Hello all, I’ve been reading these forums for a few weeks now, going back through the history and looking at the tremendous wealth of knowledge in these pages. I’ve learned a lot and hope to learn more. Which is the objective of this post.
I’ve seen on many posts, most frequently by “PropertyManager” Mike, that indicate %45 to %50 of your gross rents will be absorbed by costs OTHER than your mortgage payment.
Does this %50 rule include full PITI or just P&I? What percentage of this %50 figure is allowance for vancancies?
Any further breakdown of the percent of costs represented by this %50 would be very helpfull. I understand the catagories of expenses, but the breakdown by numbers would be very nice. Does anyone know the actual source of this %50 figure? Perhaps I could find a more elaborate breakdown of the %50 from the source.
What are some other cashflow formulas? I’m sure there’s a dozen ways to determing cashflow probability for a property.
Could some of the more experienced landlords reply here with their own personal process for evaluating properties?
I’m obviously new to the arena, and am trying to develope a firm business plan, complete with guidelines such as these. Any help would be much appreciated.
So your familiar with Mike’s mating call/ battle cry.
Per the “magic formula” 45- 50% of the gross rents are operating expenses. This does not include any debt service because debt service is a little different for everyone. Property taxes and insurance are operating expenses though. That percentage does include vacancies however, there is not a set amount, that’s something that will be determined by your market and advertising. It’s a rule of thumb, not a law of physics.
The break down of the 50% will not be the same for every market and every property. But the more of one thing will give you less of another, with the sum near 50%. Better maintenance might result in less vacancies, therefore it all works out to about 50%. More amenities (pool, tennis courts, whatever) might result in higher rents and so on.
there are no magic formulas.
The “50% rule” is just a rule of thumb or starting point based upon the average of what people experience across the country for all size rental units. Actually cost can be much higher or lower depending on the exact situation.
However, this figure does not include debt services (i.e. P&I). This figure included, insurance, taxes, property management, repairs, adevertising, utilities (if you pay them), lawn care (if provided), etc, etc.

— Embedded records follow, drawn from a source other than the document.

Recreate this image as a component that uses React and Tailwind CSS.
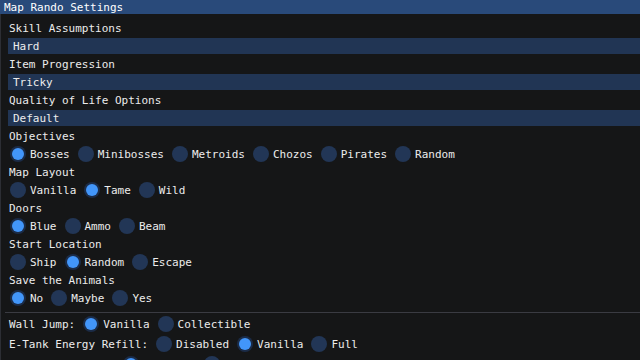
import React from "react";

const font = { fontFamily: '"DejaVu Sans Mono", "Liberation Mono", monospace' };

function Radio({ label, checked }) {
  return (
    <div className="flex items-center gap-[4px]">
      {checked ? (
        <div className="w-[16px] h-[16px] rounded-full bg-[#1b2c48] flex items-center justify-center">
          <div className="w-[12px] h-[12px] rounded-full bg-[#4296fa]" />
        </div>
      ) : (
        <div className="w-[16px] h-[16px] rounded-full bg-[#223656]" />
      )}
      <span>{label}</span>
    </div>
  );
}

function Label({ children }) {
  return <div className="h-[18px] flex items-center pl-[1px]">{children}</div>;
}

function Combo({ value }) {
  return (
    <div className="h-[18px] flex items-center">
      <div className="h-[16px] w-full bg-[#213554] flex items-center pl-[5px]">{value}</div>
    </div>
  );
}

function RadioRow({ items, checked }) {
  return (
    <div className="h-[18px] flex items-center pl-[2px] gap-[8px]">
      {items.map((it) => (
        <Radio key={it} label={it} checked={it === checked} />
      ))}
    </div>
  );
}

function InlineRow({ label, items, checked }) {
  return (
    <div className="h-[20px] flex items-center pl-[1px] gap-[8px]">
      <span>{label}</span>
      {items.map((it) => (
        <Radio key={it} label={it} checked={it === checked} />
      ))}
    </div>
  );
}

export default function App() {
  return (
    <div
      className="w-[640px] h-[360px] overflow-hidden bg-[#151617] text-[#ececec] text-[11px] leading-none relative"
      style={font}
    >
      <div className="h-[14px] bg-[#294a7a] text-white flex items-center pl-[4px]">Map Rando Settings</div>
      <div className="absolute left-0 top-[14px] bottom-0 w-[1px] bg-[#2c2e34]" />
      <div className="pl-[8px] pt-[5px]">
        <Label>Skill Assumptions</Label>
        <Combo value="Hard" />
        <Label>Item Progression</Label>
        <Combo value="Tricky" />
        <Label>Quality of Life Options</Label>
        <Combo value="Default" />
        <Label>Objectives</Label>
        <RadioRow
          items={["Bosses", "Minibosses", "Metroids", "Chozos", "Pirates", "Random"]}
          checked="Bosses"
        />
        <Label>Map Layout</Label>
        <RadioRow items={["Vanilla", "Tame", "Wild"]} checked="Tame" />
        <Label>Doors</Label>
        <RadioRow items={["Blue", "Ammo", "Beam"]} checked="Blue" />
        <Label>Start Location</Label>
        <RadioRow items={["Ship", "Random", "Escape"]} checked="Random" />
        <Label>Save the Animals</Label>
        <RadioRow items={["No", "Maybe", "Yes"]} checked="No" />
        <div className="mt-[5px] ml-[-3px] h-[1px] bg-[#3a3b42]" />
        <div className="h-[1px]" />
        <InlineRow label="Wall Jump:" items={["Vanilla", "Collectible"]} checked="Vanilla" />
        <InlineRow
          label="E-Tank Energy Refill:"
          items={["Disabled", "Vanilla", "Full"]}
          checked="Vanilla"
        />
        <InlineRow label="Area Assignment:" items={["Standard", "Random"]} checked="Standard" />
      </div>
    </div>
  );
}
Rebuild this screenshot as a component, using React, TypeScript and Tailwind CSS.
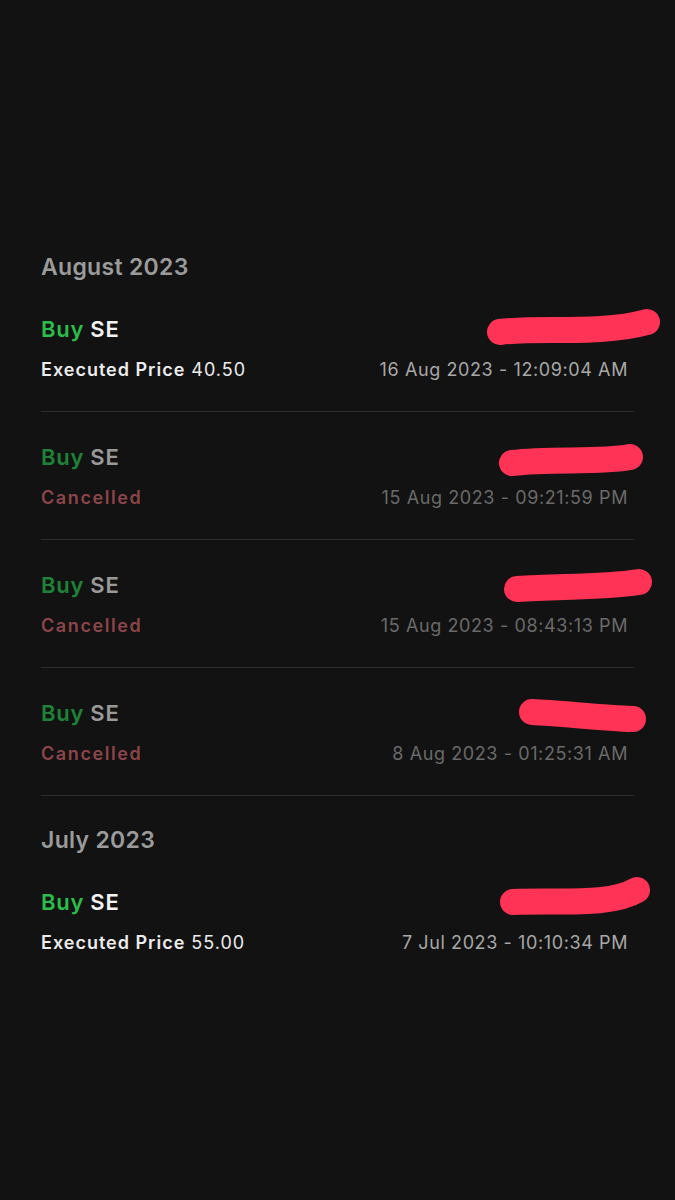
import React from "react";

type Order = {
  status: "executed" | "cancelled";
  price?: string;
  time: string;
};

const groups: { month: string; orders: Order[] }[] = [
  {
    month: "August 2023",
    orders: [
      { status: "executed", price: "40.50", time: "16 Aug 2023 - 12:09:04 AM" },
      { status: "cancelled", time: "15 Aug 2023 - 09:21:59 PM" },
      { status: "cancelled", time: "15 Aug 2023 - 08:43:13 PM" },
      { status: "cancelled", time: "8 Aug 2023 - 01:25:31 AM" },
    ],
  },
  {
    month: "July 2023",
    orders: [{ status: "executed", price: "55.00", time: "7 Jul 2023 - 10:10:34 PM" }],
  },
];

function OrderRow({ order, last }: { order: Order; last: boolean }) {
  const done = order.status === "executed";
  return (
    <div className={`pt-[30px] pr-[6px] ${last ? "" : "pb-[28px] border-b border-[#2e2e2e]"}`}>
      <div className="h-[30px] flex items-center text-[22px] font-semibold tracking-[0.8px]">
        <span className={done ? "text-[#2bbd4b]" : "text-[#1f8236]"}>Buy</span>
        <span className={`ml-[6px] ${done ? "text-[#f2f2f2]" : "text-[#9a9a9a]"}`}>SE</span>
      </div>
      <div className="mt-[11px] h-[28px] flex items-center justify-between">
        {done ? (
          <div className="flex items-center text-[18px] text-[#ececec] tracking-[1px]">
            <span className="font-semibold">Executed Price</span>
            <span className="ml-[6px]">{order.price}</span>
          </div>
        ) : (
          <span className="text-[18px] font-semibold tracking-[1.6px] text-[#8c4549]">Cancelled</span>
        )}
        <span className={`text-[18px] tracking-[0.6px] ${done ? "text-[#a8a8a8]" : "text-[#6a6a6a]"}`}>
          {order.time}
        </span>
      </div>
    </div>
  );
}

export default function App() {
  return (
    <div className="relative min-h-[1200px] bg-[#121212] font-['Inter',sans-serif]">
      <div className="px-[41px] pt-[250px]">
        {groups.map((g, gi) => (
          <div key={g.month} className={gi > 0 ? "mt-[27px]" : ""}>
            <div className="h-[34px] flex items-center text-[23px] font-semibold tracking-[0.3px] text-[#9b9b9b]">
              {g.month}
            </div>
            {g.orders.map((o, i) => (
              <OrderRow key={o.time} order={o} last={gi === groups.length - 1 && i === g.orders.length - 1} />
            ))}
          </div>
        ))}
      </div>

      {/* redaction scribbles drawn over the quantities */}
      <svg className="absolute inset-0 pointer-events-none" width="675" height="1200" viewBox="0 0 675 1200">
        <g stroke="#ff3355" strokeWidth="26" strokeLinecap="round" fill="none">
          <path d="M500 332 C540 327 600 335 647 322" />
          <path d="M512 463 C550 458 600 463 630 457" />
          <path d="M517 589 C560 586 600 588 639 582" />
          <path d="M532 712 C560 713 600 718 633 719" />
          <path d="M513 902 C560 900 610 906 637 890" />
        </g>
      </svg>
    </div>
  );
}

I prefer to use a bottom-up analysis for a particular property however, this works well for me as I have been renting properties for quite a while and I know what to expect in terms of cost. This is not a useful technique for rather inexperienced folks as one is very likely to underestimate your expenses.
Things I consider in evaluation of a property
age of property and likehood of need for capital repairs (roof, etc)
neighborhood and general expectations of likely tenants. If your units are at or near the bottom on the rental food chain, you may be able to get away with being more rough around the edges
utilities and services that you will have to pay for (or be expected to pay for based upon local market). Example, in one area I have properties I do not pay for/offer snow removal; in another area I do. Other things in this ctagory are lawn care, sewer/water, electrical in common areas, etc.
property management cost and how they handle repairs; some prp. mgmr will use their own people and charge you a flat hourly rate or use local handyman. Other places will call out licensed contractor for every repair. That can make a sunstantial difference in what your repair expenses look like.
how strong local rental market is and likehood of vacancies; also consider the competition. if there is a lot of new rental property construction nearby and your porerty is older, you might face pricing pressure in order to attract tenants.
Thanks for the feedback guys.
Anyone else willing to describe their process?
50% is common but still too high in a lot of cases.